> _Aim of the task_
Scan the material for the word "TypeScript", and copy each line where it shows up.

> _Records supplied_

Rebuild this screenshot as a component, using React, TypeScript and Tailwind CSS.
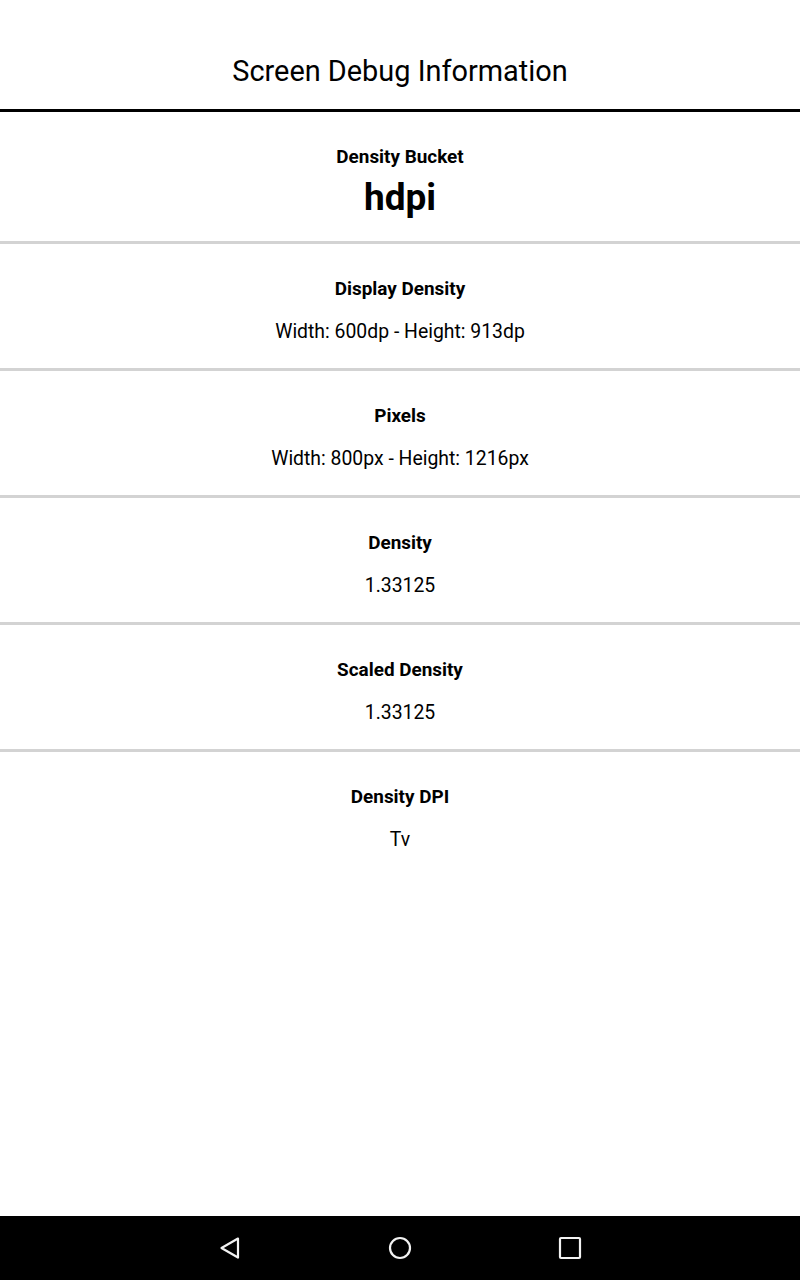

--

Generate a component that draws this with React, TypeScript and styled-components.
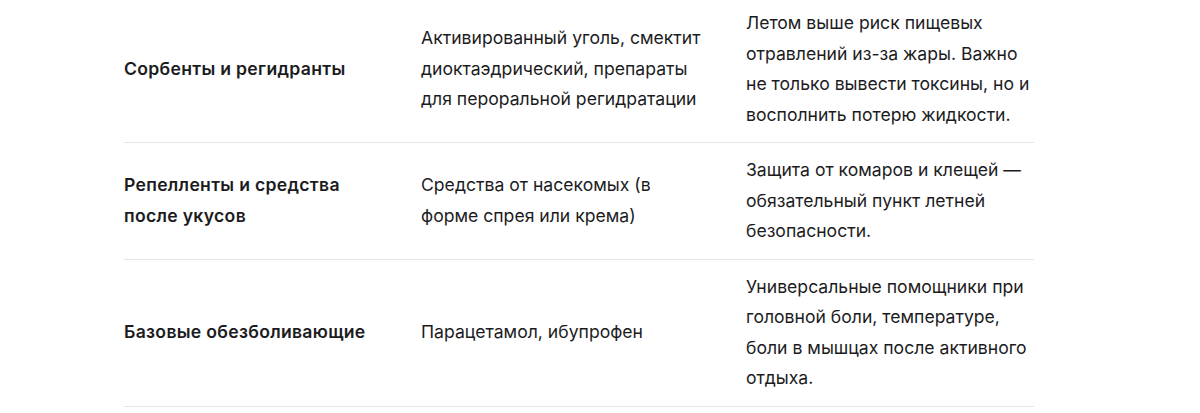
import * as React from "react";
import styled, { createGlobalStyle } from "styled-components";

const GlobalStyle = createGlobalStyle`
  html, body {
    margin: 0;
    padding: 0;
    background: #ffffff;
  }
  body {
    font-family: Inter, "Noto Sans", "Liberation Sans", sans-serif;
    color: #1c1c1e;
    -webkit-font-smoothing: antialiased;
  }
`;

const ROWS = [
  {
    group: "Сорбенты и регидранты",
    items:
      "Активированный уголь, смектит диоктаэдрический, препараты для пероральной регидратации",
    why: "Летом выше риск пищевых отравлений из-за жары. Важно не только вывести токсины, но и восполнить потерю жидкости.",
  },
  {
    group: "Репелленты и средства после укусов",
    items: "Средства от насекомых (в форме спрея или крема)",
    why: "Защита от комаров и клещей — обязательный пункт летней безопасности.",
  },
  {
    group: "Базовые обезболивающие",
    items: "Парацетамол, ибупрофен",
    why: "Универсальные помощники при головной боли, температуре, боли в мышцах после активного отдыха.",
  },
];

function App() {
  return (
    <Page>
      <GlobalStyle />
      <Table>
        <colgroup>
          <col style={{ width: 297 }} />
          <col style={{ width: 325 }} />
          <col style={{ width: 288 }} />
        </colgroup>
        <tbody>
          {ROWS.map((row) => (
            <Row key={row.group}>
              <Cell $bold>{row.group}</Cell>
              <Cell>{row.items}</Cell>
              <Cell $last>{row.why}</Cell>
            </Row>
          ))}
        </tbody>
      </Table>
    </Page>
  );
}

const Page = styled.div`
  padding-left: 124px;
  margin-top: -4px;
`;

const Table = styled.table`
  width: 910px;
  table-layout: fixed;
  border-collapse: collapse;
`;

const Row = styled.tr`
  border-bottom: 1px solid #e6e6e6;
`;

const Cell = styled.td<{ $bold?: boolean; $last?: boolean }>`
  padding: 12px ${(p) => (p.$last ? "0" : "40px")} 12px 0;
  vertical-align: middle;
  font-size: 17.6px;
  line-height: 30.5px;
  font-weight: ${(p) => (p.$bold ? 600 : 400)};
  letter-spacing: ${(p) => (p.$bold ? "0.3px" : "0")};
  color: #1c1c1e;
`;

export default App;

> _Result of the exercise_
Rebuild this screenshot as a component, using React, TypeScript and Tailwind CSS.
Generate a component that draws this with React, TypeScript and styled-components.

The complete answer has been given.